The Mankessim Health Centre recorded a total of 335 teenage pregnancy cases last year, as compared to 217 cases in the previous year.
A Senior Physician Assistant at the health centre, Mrs Mercy Antwi- Boasiako, who announced this, described the situation as serious and said the cases involved girls aged 10 to 19.
Mrs Antwi- Boasiako was addressing a day’s annual performance review meeting of the Mfantseman Municipal Health Directorate in Saltpond.
The meeting was attended by both medical and non-medical members of staff of the Anomabo, Dominase, Biriwa and Saltpond/Kormantse sub-districts, Mankessim Sub Municipal, Saltpond Hospital, Mercy Women Centre, Municipal Ambulance Service and Mfantseman Mutual Health Insurance.
She said though the health centre intensified education on teenage pregnancy in the year under review, the increase suggested that more should be done to reduce the numbers this year.
Mrs Antwi -Boasiako said the antenatal attendance shot up to 11,121 last year, as against 6,454 in the previous year, adding that 2, 672 of the number was screened for Hepatitis B and 22 were diagnosed with anaemia.
She said 341 deliveries were recorded at the facility last year and attributed the effort to teamwork and improved human relation, adding that 361 husbands and male relatives were in the delivery suite during deliveries.

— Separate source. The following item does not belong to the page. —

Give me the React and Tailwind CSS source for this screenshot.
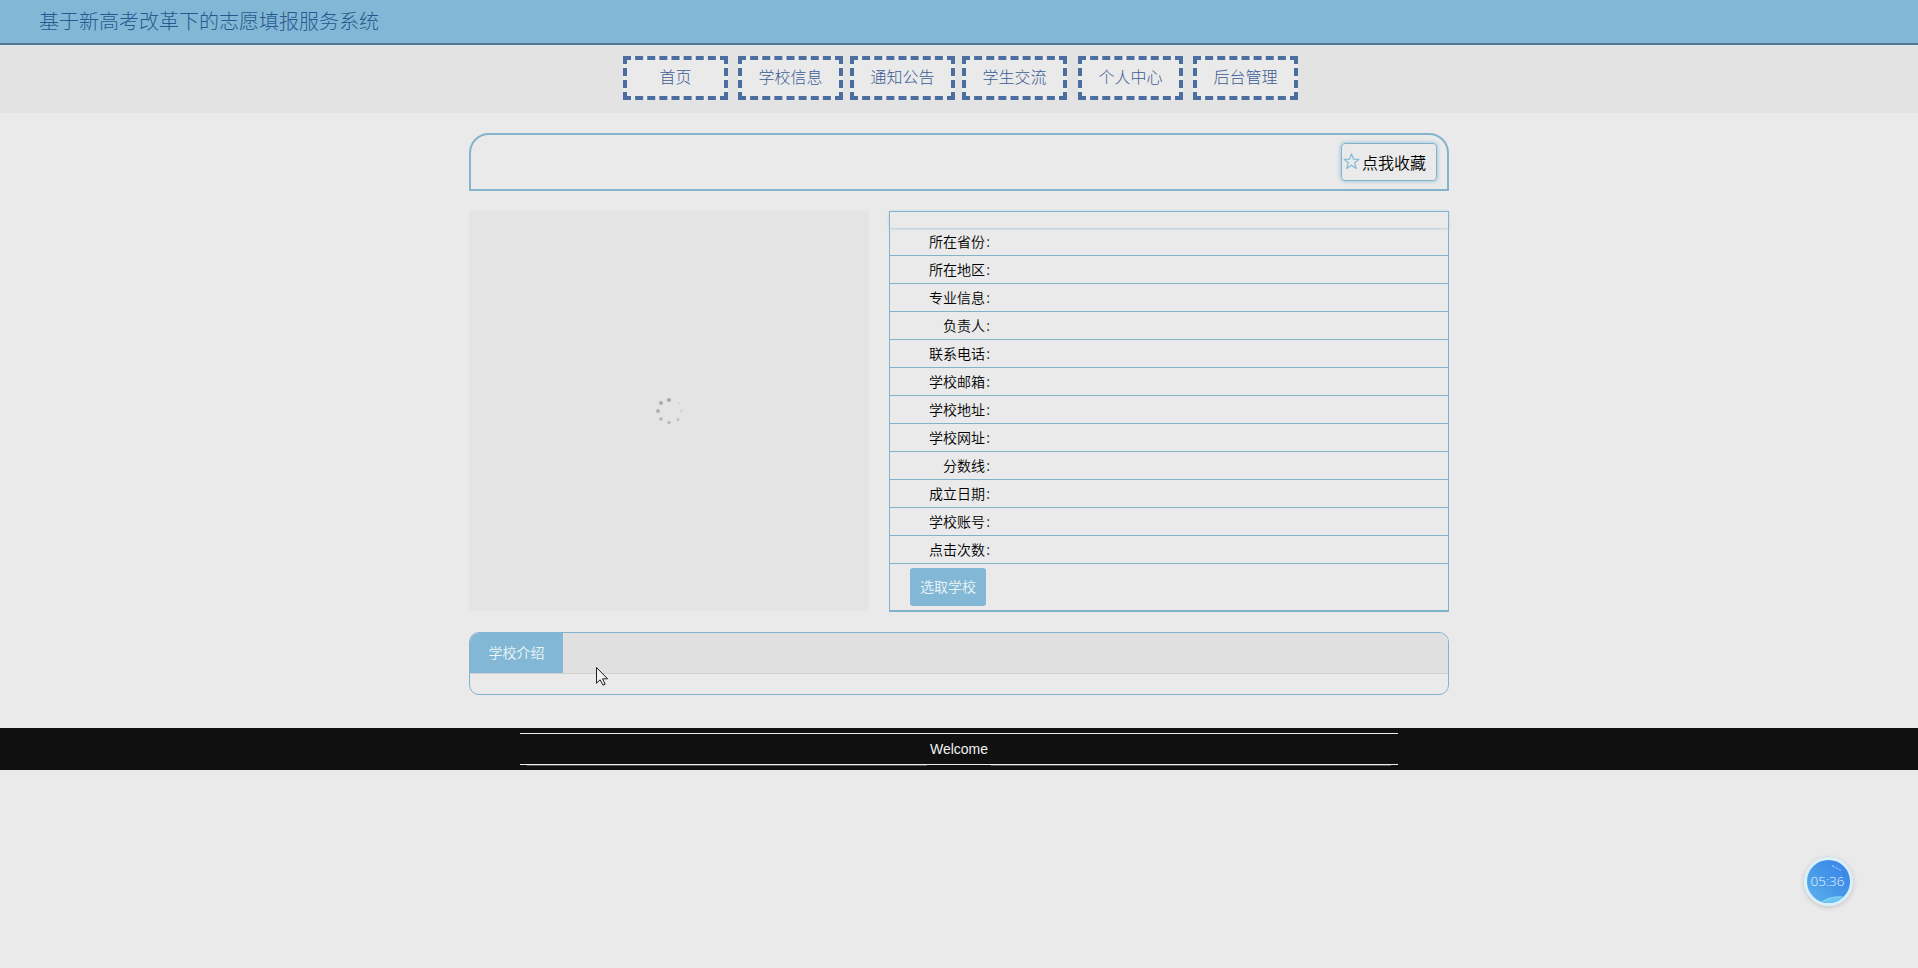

The senior physician assistant said malaria topped the list of the 10 top diseases recorded at the Mankessim Health Centre, with an increase of 7,076, as against 5,371 in the previous year, adding that malaria cases among children under five also increased from 1,815 in 2012 to 3,798.
She said 26 persons, made up of 14 males and 12 females, were diagnosed with tuberculosis, out of which one died, while 16 were still receiving treatment.
Mrs Antwi-Boasiako said two males and two females were diagnosed with HIV and were referred to the Saltpond Hospital for the management of the condition.
In another development, health authorities have described the increased cases of teenage pregnancy in the Mampong Municipality “very worrying.”
Available statistics show that 349 girls aged 10 to 16 became pregnant last year.
The Mampong Municipal Health Director, Mr Jacob Amoah, made this known at an annual health performance meeting attended by health workers, heads of departments, chiefs, assembly and Unit Committee members.
Mr Amoah said there was an urgent need to step up reproductive health education, particularly among adolescents.
He, therefore, urged stakeholders, including health professionals, parents, teachers, traditional and religious leaders, to work together to halt the disturbing trend of sexual adventurism associated with young people.
According to him, the municipality recorded four maternal deaths and 73 stillbirths last year.
He attributed the cause of the deaths to lack of some essential drugs, and appealed to the Ashanti Regional Directorate of the Ghana Health Service (GHS) to act quickly to address the issue.
The Medical Superintendent, Mampong Government Hospital, Dr Kwadwo Nyarko-Jectey, complained about the insurance capitation in the region and said it was crippling healthcare services at the facility.
He called for its immediate suspension to enable patients to access quality care.